KISHOW そこは実は迷ったんです。ストレイドッグかストレイキャットか、どっちにしようと。作品にあくまで寄り添うか、あえてズラしてケレン味を出すか。結局、両方ともレコーディングしてみて、前後の歌詞のつながりや、音感で、「野良猫」にしました。今思ったんですけど、100枚に1枚くらいの確率で、「野良犬」バージョンを入れてみてもよかったかも(笑)。レアキャラ当たったみたいな感じで。

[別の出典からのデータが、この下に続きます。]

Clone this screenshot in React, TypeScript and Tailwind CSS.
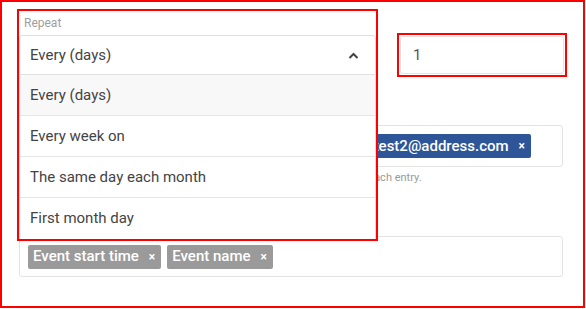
import React from 'react';

const Tag = ({ label, color }: { label: string; color: string }) => (
  <span
    className={`inline-flex items-center h-6 pl-[5px] pr-[6px] rounded-[2px] text-white text-[15px] font-medium whitespace-nowrap ${color}`}
  >
    {label}
    <span className="ml-[10px] text-[12px] font-bold leading-none">×</span>
  </span>
);

const App = () => {
  const options = ['Every (days)', 'Every week on', 'The same day each month', 'First month day'];

  return (
    <div className="w-[586px] h-[309px] bg-white font-['Roboto',sans-serif]">
      <div className="w-[585px] h-[308px] border-2 border-[#ff0000]">
        {/* Top row */}
        <div className="flex items-start pt-[7px] pl-[15px]">
          <div className="relative w-[361px] h-[68px] shrink-0">
            {/* Open select, highlighted */}
            <div className="absolute top-0 left-0 z-10 w-[361px] border-2 border-[#ff0000] bg-white">
              <div className="h-[24px] pl-[5px] text-[12px] leading-[24px] text-[#9e9e9e]">Repeat</div>
              <div className="h-[40px] flex items-center justify-between pl-[10px] pr-[16px] border border-[#e0e0e0] rounded-t-[3px] text-[15px] text-[#444]">
                <span>Every (days)</span>
                <svg width="11" height="7" viewBox="0 0 11 7" fill="none">
                  <path d="M1.5 6L5.5 2L9.5 6" stroke="#444" strokeWidth="2" />
                </svg>
              </div>
              <ul className="border-x border-[#e0e0e0]">
                {options.map((o, i) => (
                  <li
                    key={o}
                    className={`h-[41px] flex items-center pl-[10px] text-[15px] text-[#444] ${
                      i === 0 ? 'bg-[#f8f8f8]' : 'bg-white'
                    } ${i < options.length - 1 ? 'border-b border-[#e5e5e5]' : ''}`}
                  >
                    {o}
                  </li>
                ))}
              </ul>
            </div>
          </div>

          <div className="ml-[19px] mt-[24px] w-[170px] h-[44px] border-2 border-[#ff0000] p-[1px]">
            <div className="h-full border border-[#e3e3e3] rounded-[3px] flex items-center pl-[12px] text-[15px] text-[#555]">
              1
            </div>
          </div>
        </div>

        {/* Fields below */}
        <div className="pl-[17px] pr-[20px]">
          <div className="mt-[23px] h-[18px] text-[12px] text-[#9e9e9e]">Send to</div>
          <div className="mt-[7px] h-[42px] border border-[#e3e3e3] rounded-[3px] flex items-center gap-[8px] px-[8px]">
            <Tag label="test0@address.com" color="bg-[#2d5597]" />
            <Tag label="test1@address.com" color="bg-[#2d5597]" />
            <Tag label="test2@address.com" color="bg-[#2d5597]" />
          </div>
          <p className="mt-[4px] text-[11px] leading-[14px] text-[#9a9a9a] whitespace-nowrap">
            Enter the email addresses to receive notifications, and press enter after each entry.
          </p>
          <div className="mt-[20px] h-[18px] text-[12px] text-[#9e9e9e]">Subject</div>
          <div className="mt-[13px] h-[41px] border border-[#e3e3e3] rounded-[3px] flex items-center gap-[6px] px-[8px]">
            <Tag label="Event start time" color="bg-[#9a9a9a]" />
            <Tag label="Event name" color="bg-[#9a9a9a]" />
          </div>
        </div>
      </div>
    </div>
  );
};

export default App;
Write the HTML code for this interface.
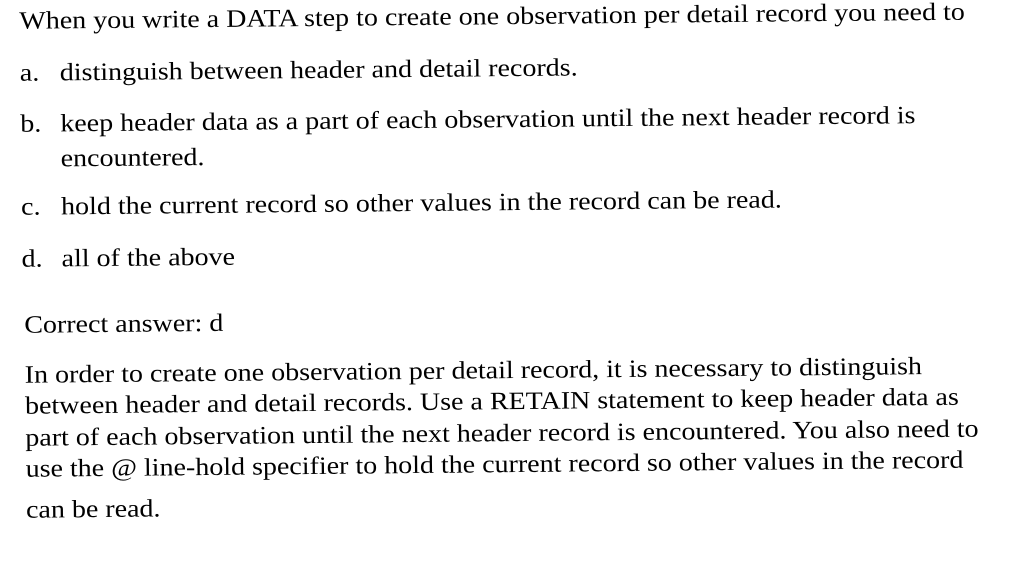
<!DOCTYPE html>
<html><head><meta charset="utf-8"><style>
html,body{margin:0;padding:0;background:#fff;width:1020px;height:576px;overflow:hidden}
#c{position:absolute;left:0;top:0;width:1020px;height:576px;transform:rotate(-0.55deg);transform-origin:0 300px}
.l{position:absolute;white-space:nowrap;font-family:"Liberation Serif",serif;font-size:25px;color:#000;line-height:28px;transform:scaleX(1.12);transform-origin:0 0}
</style></head><body><div id="c">
<div class="l" style="left:22px;top:8px">When you write a DATA step to create one observation per detail record you need to</div>
<div class="l" style="left:22px;top:60px">a.</div><div class="l" style="left:62px;top:60px">distinguish between header and detail records.</div>
<div class="l" style="left:22px;top:111px">b.</div><div class="l" style="left:62px;top:111px">keep header data as a part of each observation until the next header record is</div>
<div class="l" style="left:62px;top:146px">encountered.</div>
<div class="l" style="left:22px;top:194px">c.</div><div class="l" style="left:62px;top:194px">hold the current record so other values in the record can be read.</div>
<div class="l" style="left:22px;top:246px">d.</div><div class="l" style="left:62px;top:246px">all of the above</div>
<div class="l" style="left:24px;top:312px">Correct answer: d</div>
<div class="l" style="left:24px;top:362px">In order to create one observation per detail record, it is necessary to distinguish</div>
<div class="l" style="left:24px;top:393px">between header and detail records. Use a RETAIN statement to keep header data as</div>
<div class="l" style="left:24px;top:425px">part of each observation until the next header record is encountered. You also need to</div>
<div class="l" style="left:24px;top:456px">use the @ line-hold specifier to hold the current record so other values in the record</div>
<div class="l" style="left:24px;top:497px">can be read.</div>
</div></body></html>
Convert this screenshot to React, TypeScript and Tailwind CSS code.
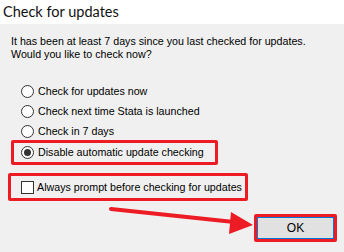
import React from 'react'

function Radio({ checked }: { checked?: boolean }) {
  return (
    <span className="w-[13px] h-[13px] rounded-full border border-[#333333] bg-white flex items-center justify-center shrink-0">
      {checked && <span className="w-[7px] h-[7px] rounded-full bg-[#333333]" />}
    </span>
  )
}

export default function App() {
  return (
    <div className="relative w-[344px] h-[252px] overflow-hidden bg-[#f0f0f0] text-black text-[10.7px] font-['Liberation_Sans',Arial,sans-serif] whitespace-nowrap">
      <div className="h-[24px] bg-white flex items-center pl-[3px] text-[14.5px] text-[#111] font-['Lato',sans-serif]">
        Check for updates
      </div>

      <div className="flex flex-col pl-[11px]">
        <div className="pt-[11px] leading-[13px]">
          <p>It has been at least 7 days since you last checked for updates.</p>
          <p>Would you like to check now?</p>
        </div>

        <div className="mt-[20px] h-[20px] flex items-center gap-[4px] pl-[10px]">
          <Radio />
          <span>Check for updates now</span>
        </div>
        <div className="h-[21px] flex items-center gap-[4px] pl-[10px]">
          <Radio />
          <span>Check next time Stata is launched</span>
        </div>
        <div className="h-[18px] flex items-center gap-[4px] pl-[10px]">
          <Radio />
          <span>Check in 7 days</span>
        </div>

        <div className="h-[25px] w-[207px] border-[3px] border-[#ed1c24] rounded-[2px] flex items-center gap-[4px] pl-[7px]">
          <Radio checked />
          <span>Disable automatic update checking</span>
        </div>

        <div className="mt-[8px] ml-[-3px] h-[28px] w-[240px] border-[3px] border-[#ed1c24] rounded-[2px] flex items-center gap-[3px] pl-[10px]">
          <span className="w-[13px] h-[13px] border border-[#333333] bg-white shrink-0" />
          <span>Always prompt before checking for updates</span>
        </div>

        <div className="mt-[13px] self-end mr-[7px] w-[83px] h-[28px] border-[3px] border-[#ed1c24] rounded-[2px] flex">
          <button className="flex-1 border border-[#0078d7] bg-[#e1e1e1] text-[12px] leading-none">OK</button>
        </div>
      </div>

      <svg className="absolute left-0 top-0 pointer-events-none" width="344" height="252">
        <line x1="111" y1="209" x2="234" y2="222" stroke="#ed1c24" strokeWidth="4" strokeLinecap="round" />
        <polygon points="253,225 231,212 229,234" fill="#ed1c24" />
      </svg>
    </div>
  )
}
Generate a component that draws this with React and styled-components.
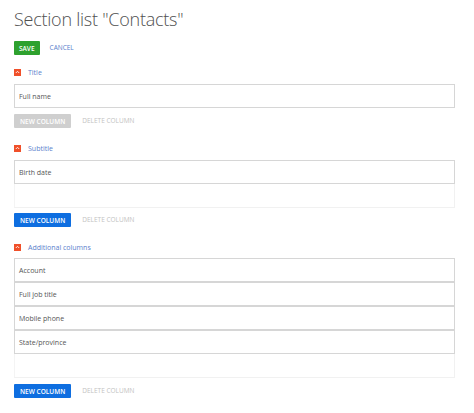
import React from 'react'
import styled, { createGlobalStyle } from 'styled-components'

const GlobalStyle = createGlobalStyle`
  body {
    margin: 0;
    background: #fff;
    font-family: 'Open Sans', 'Noto Sans', sans-serif;
  }
`

const Page = styled.div`
  width: 474px;
  height: 413px;
  padding: 6px 19px 0 14px;
  box-sizing: border-box;
  overflow: hidden;
`

const Heading = styled.h1`
  margin: 0;
  font-size: 18px;
  font-weight: 300;
  color: #505050;
  line-height: 26px;
  letter-spacing: -0.25px;
`

const Toolbar = styled.div`
  display: flex;
  align-items: center;
  gap: 10px;
  margin-top: 9px;
`

const Button = styled.button`
  border: none;
  border-radius: 1px;
  height: 14px;
  padding: 0 ${(p) => (p.wide ? 6 : 5)}px;
  font-family: inherit;
  font-size: 6.5px;
  font-weight: 600;
  text-transform: uppercase;
  color: #fff;
  background: ${(p) =>
    p.variant === 'green' ? '#2ea12e' : p.variant === 'blue' ? '#0e6ee0' : '#cfcfcf'};
  cursor: pointer;
`

const TextButton = styled.button`
  border: none;
  background: none;
  padding: 0;
  font-family: inherit;
  font-size: 6.5px;
  line-height: 14px;
  text-transform: uppercase;
  color: ${(p) => (p.muted ? '#c2c2c2' : '#5a80cc')};
`

const Group = styled.section`
  margin-top: ${(p) => p.top}px;
`

const GroupHead = styled.div`
  display: flex;
  align-items: center;
  gap: 7px;
  height: 8px;
  font-size: 7px;
  color: #5a80cc;
`

const Toggle = styled.span`
  width: 7px;
  height: 7px;
  background: #f0502a;
  display: flex;
  align-items: center;
  justify-content: center;
`

const List = styled.div`
  margin-top: ${(p) => p.gap}px;
  border: 1px solid ${(p) => (p.drop ? '#f1f1f1' : 'transparent')};
  border-top: none;
  border-left-color: ${(p) => (p.drop ? '#f4f4f4' : 'transparent')};
  padding-bottom: ${(p) => (p.drop ? 23 : 0)}px;
  width: 439px;
`

const Row = styled.div`
  height: 22px;
  border: 1px solid #d6d6d6;
  margin: 0 -1px;
  display: flex;
  align-items: center;
  padding-left: 4px;
  font-size: 7px;
  color: #555;
  background: #fff;
`

const Actions = styled.div`
  display: flex;
  align-items: center;
  gap: 11px;
  margin-top: ${(p) => p.gap}px;
`

function Chevron() {
  return (
    <svg width="5" height="4" viewBox="0 0 5 4">
      <path d="M0.8 3 L2.5 1.3 L4.2 3" stroke="#fff" strokeWidth="0.9" fill="none" />
    </svg>
  )
}

function ColumnGroup({ title, rows, top, drop, listGap, actionGap, disabled }) {
  return (
    <Group top={top}>
      <GroupHead>
        <Toggle>
          <Chevron />
        </Toggle>
        {title}
      </GroupHead>
      <List gap={listGap} drop={drop}>
        {rows.map((r) => (
          <Row key={r}>{r}</Row>
        ))}
      </List>
      <Actions gap={actionGap}>
        <Button variant={disabled ? 'gray' : 'blue'} wide>
          New column
        </Button>
        <TextButton muted>Delete column</TextButton>
      </Actions>
    </Group>
  )
}

export default function App() {
  return (
    <Page>
      <GlobalStyle />
      <Heading>Section list "Contacts"</Heading>
      <Toolbar>
        <Button variant="green">Save</Button>
        <TextButton>Cancel</TextButton>
      </Toolbar>
      <ColumnGroup title="Title" rows={['Full name']} top={13} listGap={8} actionGap={5} disabled />
      <ColumnGroup title="Subtitle" rows={['Birth date']} top={16} listGap={8} actionGap={5} drop />
      <ColumnGroup
        title="Additional columns"
        rows={['Account', 'Full job title', 'Mobile phone', 'State/province']}
        top={16}
        listGap={7}
        actionGap={6}
        drop
      />
    </Page>
  )
}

──はははは(笑)。ライブで使い分けしてみるとか、どうですか?

KISHOW それも面白いかも。「今日は『野良犬』で来たか!?」とか(笑)。

──歌詞ではもう一ヵ所、「中二病」というワードが耳に残りました。こんな言葉を入れてくるのかと。

KISHOW 遊び心で入れた言葉ですね。文豪だって、中二病が多かったんじゃないかと思うんです。

──当時はそういう言葉がなかっただけで、中二病って、青春の悩みとか恥ずかしさのことですからね。

KISHOW そうそう。いわゆる中二病的な感覚がなくなっちゃったら、人生、面白くないよなって。知ったふうな顔して、シニカルに生きてみても、つまらないじゃない? という僕からの投げかけですね。